Primero, el tribunal acepta que el agresor pueda reclamar que la ley lo discrimina porque, según su interpretación, estaría expuesto a una pena mayor “por haber matado a una mujer”. En otras palabras, el tribunal entiende que este hombre —el asesino de Mildred— puede impugnar la ley alegando que lo pone en desventaja porque la víctima, la persona asesinada, es una mujer y no un hombre.

Ese razonamiento es problemático por varias razones. En primer lugar, la Ley de Feminicidio no dice que solo los hombres puedan ser acusados. Una mujer también podría serlo si cumple con los criterios que la ley establece. Lo que define el feminicidio no es quién agrede, sino a quién se agrede y bajo qué circunstancias.

El eje de la norma está en la víctima, no en el agresor: en el reconocimiento de una forma de violencia que tiene raíces estructurales y que afecta de manera desproporcionada a las mujeres.

Y eso no es nuevo en nuestro ordenamiento. Ocurre, por ejemplo, cuando el derecho establece protecciones especiales hacia personas embarazadas, menores de edad o adultos mayores: no porque discrimine a los demás, sino porque reconoce que son poblaciones históricamente vulneradas o porque existe una realidad específica que merece atención distinta.

Segundo, el tribunal trata la noción de desigualdad de género —o de asimetría de poder— como si se tratara de una idea abstracta o meramente ideológica. Ese juicio es preocupante, porque descarta décadas de evidencia empírica. La desigualdad de género no es una teoría en el aire: es un fenómeno medido, documentado y estudiado. Está sustentado en datos, en estadísticas, en la vida concreta de miles de mujeres. Que la sentencia ignore por completo esa evidencia —sin mencionar informes, ni el trabajo de entidades como el Observatorio de Equidad de Género, que impulsó y defendió esta ley—, pero cite selectivamente memorandos de otras entidades, deja ver un sesgo discriminatorio.
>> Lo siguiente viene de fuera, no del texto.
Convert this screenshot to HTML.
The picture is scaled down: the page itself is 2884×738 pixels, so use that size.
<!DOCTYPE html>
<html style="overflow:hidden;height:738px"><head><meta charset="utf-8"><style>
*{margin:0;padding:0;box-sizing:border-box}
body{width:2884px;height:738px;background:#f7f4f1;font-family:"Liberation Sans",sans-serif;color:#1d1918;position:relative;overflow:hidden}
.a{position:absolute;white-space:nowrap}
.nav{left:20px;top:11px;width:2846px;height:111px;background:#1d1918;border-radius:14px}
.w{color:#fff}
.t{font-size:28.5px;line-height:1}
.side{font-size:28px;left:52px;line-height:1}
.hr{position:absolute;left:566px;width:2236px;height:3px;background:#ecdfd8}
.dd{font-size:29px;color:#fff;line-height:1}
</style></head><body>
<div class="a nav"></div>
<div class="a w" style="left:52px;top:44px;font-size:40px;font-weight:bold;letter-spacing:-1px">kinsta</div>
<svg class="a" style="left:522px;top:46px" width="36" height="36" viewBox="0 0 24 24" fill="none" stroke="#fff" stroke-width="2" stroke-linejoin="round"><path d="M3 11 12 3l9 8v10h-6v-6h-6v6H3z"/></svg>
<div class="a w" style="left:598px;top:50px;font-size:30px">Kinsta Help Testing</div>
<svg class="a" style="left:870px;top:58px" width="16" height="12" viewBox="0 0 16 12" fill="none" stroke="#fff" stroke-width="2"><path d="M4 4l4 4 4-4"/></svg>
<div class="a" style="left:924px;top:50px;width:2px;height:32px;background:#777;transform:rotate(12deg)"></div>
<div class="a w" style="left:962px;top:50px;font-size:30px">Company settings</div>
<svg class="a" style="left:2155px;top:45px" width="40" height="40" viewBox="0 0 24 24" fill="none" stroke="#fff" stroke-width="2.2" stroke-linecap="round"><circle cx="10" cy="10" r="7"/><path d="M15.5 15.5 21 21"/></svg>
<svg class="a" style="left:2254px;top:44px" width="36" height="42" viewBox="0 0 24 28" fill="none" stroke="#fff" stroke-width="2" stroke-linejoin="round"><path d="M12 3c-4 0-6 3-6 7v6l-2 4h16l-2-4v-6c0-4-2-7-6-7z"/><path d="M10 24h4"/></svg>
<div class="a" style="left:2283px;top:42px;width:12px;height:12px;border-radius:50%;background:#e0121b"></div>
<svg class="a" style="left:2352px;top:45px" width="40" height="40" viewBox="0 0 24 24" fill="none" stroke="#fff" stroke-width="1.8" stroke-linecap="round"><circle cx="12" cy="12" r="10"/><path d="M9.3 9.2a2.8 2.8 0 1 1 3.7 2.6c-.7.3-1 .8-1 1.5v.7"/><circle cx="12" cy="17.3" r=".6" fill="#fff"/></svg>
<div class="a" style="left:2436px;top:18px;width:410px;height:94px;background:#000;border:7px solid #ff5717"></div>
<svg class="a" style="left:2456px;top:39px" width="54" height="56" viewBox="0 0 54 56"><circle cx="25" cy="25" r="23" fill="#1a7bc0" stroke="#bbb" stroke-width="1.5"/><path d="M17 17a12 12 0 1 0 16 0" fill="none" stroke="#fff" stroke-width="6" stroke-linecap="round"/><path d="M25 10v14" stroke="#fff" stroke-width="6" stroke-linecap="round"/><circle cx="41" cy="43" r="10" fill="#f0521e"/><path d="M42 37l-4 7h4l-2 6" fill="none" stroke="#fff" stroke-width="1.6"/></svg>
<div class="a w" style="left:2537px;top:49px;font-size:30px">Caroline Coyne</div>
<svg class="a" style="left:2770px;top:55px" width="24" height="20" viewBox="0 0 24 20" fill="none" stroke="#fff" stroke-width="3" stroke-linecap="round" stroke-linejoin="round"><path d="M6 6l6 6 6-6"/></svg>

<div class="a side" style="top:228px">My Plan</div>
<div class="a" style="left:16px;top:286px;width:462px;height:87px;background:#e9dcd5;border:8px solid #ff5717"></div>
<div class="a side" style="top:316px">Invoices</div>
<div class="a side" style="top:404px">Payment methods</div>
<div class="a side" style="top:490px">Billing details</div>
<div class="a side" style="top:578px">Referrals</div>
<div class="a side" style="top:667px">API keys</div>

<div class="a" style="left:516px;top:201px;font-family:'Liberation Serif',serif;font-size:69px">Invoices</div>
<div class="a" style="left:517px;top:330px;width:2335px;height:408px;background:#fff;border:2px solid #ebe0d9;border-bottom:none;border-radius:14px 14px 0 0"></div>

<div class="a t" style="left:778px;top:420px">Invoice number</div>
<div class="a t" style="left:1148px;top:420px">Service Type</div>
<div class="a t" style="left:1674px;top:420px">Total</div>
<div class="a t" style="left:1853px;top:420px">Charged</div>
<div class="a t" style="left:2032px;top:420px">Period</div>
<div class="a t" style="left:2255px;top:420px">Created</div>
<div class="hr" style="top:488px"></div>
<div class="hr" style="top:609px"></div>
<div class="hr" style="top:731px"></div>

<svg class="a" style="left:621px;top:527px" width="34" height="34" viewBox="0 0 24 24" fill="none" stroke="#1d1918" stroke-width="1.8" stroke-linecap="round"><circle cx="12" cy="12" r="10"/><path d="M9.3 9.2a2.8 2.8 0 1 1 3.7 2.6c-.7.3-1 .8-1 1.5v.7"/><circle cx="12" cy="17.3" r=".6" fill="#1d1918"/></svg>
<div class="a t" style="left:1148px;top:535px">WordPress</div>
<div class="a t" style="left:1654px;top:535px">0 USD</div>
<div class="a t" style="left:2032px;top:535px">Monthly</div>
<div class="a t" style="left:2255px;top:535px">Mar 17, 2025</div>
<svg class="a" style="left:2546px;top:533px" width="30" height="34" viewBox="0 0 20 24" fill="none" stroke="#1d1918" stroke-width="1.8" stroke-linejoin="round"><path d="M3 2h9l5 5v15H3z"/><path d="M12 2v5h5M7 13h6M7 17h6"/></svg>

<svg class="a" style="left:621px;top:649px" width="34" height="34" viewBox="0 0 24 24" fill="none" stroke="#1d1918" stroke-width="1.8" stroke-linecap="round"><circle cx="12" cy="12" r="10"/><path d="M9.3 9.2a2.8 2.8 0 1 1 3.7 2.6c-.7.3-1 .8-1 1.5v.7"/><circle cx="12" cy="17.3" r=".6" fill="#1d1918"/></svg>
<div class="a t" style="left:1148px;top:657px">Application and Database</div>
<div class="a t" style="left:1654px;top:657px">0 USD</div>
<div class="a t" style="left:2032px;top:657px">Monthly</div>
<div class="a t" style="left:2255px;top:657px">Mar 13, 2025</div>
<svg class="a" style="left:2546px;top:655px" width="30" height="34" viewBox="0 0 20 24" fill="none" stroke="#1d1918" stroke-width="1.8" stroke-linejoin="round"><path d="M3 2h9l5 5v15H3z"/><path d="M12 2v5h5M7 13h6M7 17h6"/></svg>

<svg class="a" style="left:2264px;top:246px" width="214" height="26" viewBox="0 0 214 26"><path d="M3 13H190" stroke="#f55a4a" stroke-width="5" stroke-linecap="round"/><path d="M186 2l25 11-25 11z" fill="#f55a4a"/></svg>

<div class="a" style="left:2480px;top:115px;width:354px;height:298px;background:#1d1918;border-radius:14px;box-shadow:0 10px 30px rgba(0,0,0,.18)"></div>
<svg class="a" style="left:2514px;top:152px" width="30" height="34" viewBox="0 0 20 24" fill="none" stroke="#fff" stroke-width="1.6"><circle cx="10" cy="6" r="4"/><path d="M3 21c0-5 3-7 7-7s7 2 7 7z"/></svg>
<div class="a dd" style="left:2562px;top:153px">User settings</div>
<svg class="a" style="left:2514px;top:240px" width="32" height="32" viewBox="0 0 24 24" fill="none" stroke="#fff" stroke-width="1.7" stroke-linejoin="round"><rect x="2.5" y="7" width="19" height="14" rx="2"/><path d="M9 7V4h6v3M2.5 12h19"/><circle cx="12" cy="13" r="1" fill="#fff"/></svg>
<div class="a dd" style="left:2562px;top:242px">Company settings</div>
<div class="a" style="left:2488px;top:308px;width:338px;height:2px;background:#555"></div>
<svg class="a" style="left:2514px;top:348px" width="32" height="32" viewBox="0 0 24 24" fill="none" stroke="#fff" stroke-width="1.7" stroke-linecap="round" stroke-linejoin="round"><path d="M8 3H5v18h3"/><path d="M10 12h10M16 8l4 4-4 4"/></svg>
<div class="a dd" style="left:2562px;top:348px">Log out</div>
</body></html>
Tercero, aunque el propio tribunal reconoce que podría existir un interés apremiante en atender la violencia de género, no logra establecer la conexión entre ese interés y la necesidad de nombrar el feminicidio. Esa desconexión lleva a una lógica simplista: “¿qué importa cómo se llame, si ya existe el delito de asesinato?” Pero importa, y mucho.

El Estado reconoció, al aprobar la Ley de Feminicidio, que hay un bien particular que debe protegerse: la vida de las mujeres frente a una forma específica y persistente de violencia. Nombrarlo no es un gesto simbólico, es una respuesta política y jurídica ante una realidad medible y repetida. No queremos vivir en una sociedad donde se mata a las mujeres por ser mujeres, y el derecho tiene la obligación de decirlo así, con todas sus letras.
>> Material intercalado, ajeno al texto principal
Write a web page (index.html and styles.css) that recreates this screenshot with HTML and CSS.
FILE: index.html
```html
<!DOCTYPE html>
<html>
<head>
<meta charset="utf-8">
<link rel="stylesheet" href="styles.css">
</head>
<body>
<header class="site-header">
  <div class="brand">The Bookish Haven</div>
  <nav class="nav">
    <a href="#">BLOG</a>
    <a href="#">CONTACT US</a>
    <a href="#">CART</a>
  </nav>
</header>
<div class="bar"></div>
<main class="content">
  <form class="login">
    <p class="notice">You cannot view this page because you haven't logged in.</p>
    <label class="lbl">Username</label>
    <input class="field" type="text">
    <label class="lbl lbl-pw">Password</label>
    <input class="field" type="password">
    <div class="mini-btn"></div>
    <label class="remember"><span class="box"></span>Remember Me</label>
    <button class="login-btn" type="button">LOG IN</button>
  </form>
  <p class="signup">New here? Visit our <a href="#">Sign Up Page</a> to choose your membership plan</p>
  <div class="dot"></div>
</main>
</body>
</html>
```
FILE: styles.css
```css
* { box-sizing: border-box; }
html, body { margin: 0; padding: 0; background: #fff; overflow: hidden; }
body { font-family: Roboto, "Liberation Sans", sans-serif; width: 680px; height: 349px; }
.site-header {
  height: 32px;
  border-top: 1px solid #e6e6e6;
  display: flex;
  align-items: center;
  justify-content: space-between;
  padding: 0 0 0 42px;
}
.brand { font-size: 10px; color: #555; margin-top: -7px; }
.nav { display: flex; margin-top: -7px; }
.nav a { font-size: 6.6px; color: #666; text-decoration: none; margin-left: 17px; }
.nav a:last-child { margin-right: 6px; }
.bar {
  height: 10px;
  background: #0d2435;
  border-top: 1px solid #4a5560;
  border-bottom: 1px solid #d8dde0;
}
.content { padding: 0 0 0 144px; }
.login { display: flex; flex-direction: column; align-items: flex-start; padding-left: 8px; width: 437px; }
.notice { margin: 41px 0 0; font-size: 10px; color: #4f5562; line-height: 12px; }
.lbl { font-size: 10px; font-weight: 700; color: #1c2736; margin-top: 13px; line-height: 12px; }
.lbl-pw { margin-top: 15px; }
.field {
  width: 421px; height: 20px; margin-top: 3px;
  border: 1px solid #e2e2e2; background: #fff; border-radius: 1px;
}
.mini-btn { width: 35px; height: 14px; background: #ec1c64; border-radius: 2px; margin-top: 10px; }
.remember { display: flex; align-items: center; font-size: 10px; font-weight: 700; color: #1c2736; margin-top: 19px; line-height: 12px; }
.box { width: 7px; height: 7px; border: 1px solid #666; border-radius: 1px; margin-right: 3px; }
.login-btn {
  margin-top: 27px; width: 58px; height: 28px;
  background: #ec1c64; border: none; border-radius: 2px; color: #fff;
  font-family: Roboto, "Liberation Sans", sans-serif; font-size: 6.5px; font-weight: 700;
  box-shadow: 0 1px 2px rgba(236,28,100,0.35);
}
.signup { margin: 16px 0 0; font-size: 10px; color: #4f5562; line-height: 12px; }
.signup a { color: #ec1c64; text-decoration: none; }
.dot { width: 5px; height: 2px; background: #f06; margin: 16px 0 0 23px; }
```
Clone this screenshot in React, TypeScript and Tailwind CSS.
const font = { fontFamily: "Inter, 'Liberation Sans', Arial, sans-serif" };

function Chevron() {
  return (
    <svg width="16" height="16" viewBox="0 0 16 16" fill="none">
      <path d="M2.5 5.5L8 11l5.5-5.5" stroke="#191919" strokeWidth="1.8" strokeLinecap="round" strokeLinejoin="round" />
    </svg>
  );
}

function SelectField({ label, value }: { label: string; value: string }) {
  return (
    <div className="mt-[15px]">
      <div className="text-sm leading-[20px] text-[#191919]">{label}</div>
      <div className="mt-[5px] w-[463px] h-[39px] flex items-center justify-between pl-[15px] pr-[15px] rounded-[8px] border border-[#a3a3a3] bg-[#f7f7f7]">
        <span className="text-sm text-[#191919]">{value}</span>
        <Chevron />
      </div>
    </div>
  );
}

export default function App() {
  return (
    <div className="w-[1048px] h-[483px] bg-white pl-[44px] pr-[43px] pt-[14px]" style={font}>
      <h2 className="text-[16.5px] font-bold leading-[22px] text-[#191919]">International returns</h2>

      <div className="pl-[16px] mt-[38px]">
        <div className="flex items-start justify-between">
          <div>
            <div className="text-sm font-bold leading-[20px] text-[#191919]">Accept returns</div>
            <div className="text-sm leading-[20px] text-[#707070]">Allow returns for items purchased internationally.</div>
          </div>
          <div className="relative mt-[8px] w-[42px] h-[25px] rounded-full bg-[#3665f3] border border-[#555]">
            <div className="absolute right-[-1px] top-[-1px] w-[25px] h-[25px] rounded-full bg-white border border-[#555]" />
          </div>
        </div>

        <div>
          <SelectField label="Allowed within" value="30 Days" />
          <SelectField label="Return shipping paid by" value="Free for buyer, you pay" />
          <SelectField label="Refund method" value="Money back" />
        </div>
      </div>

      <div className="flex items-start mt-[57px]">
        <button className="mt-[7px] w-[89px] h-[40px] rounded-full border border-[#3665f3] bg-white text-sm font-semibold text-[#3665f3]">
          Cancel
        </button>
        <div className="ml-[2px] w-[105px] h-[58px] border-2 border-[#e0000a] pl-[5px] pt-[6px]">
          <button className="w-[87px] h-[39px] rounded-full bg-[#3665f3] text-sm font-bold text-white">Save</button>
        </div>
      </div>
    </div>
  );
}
Hay, sin embargo, certezas que ninguna sentencia puede borrar.

Certeza es que Mildred fue asesinada por su esposo.
Certeza es que hubo advertencias, silencios y señales de violencia.
Certeza es que, mientras el derecho duda, nosotras sabemos —sin ambigüedades— cuándo una vida fue arrebatada por razones de género.

Y también hay otra certeza: que ante decisiones como esta, las feministas tenemos trabajo por hacer.

Nos toca detenernos, leer, analizar y acompañar a la gente a mirar con cautela. Nos toca abrir conversaciones pendientes: sobre el peso del modelo punitivo, sobre cómo se legisla sobre nuestros cuerpos y experiencias, y sobre cuánta participación queremos y debemos tener en esos procesos.

Nos toca defender la producción de conocimiento feminista —como la del Observatorio de Equidad de Género— y también revisar críticamente el lenguaje del derecho: ese binomio sexo-género que se difumina cada vez más y que, sin embargo, sigue siendo el andamiaje sobre el cual se construyeron y construyen normas y sentencias que nos afectan.

Porque, al final, esa también es una certeza: que nuestra lucha no termina en una sentencia, que nombrar salva, que precisar protege, y que defender derechos —todos los derechos— sigue siendo una forma de justicia.

*Esta columna está dedicada a las más de 455 mujeres que han sido víctimas de feminicidios durante los pasados seis años, según reportado por el Observatorio de Equidad de Género de Puerto Rico.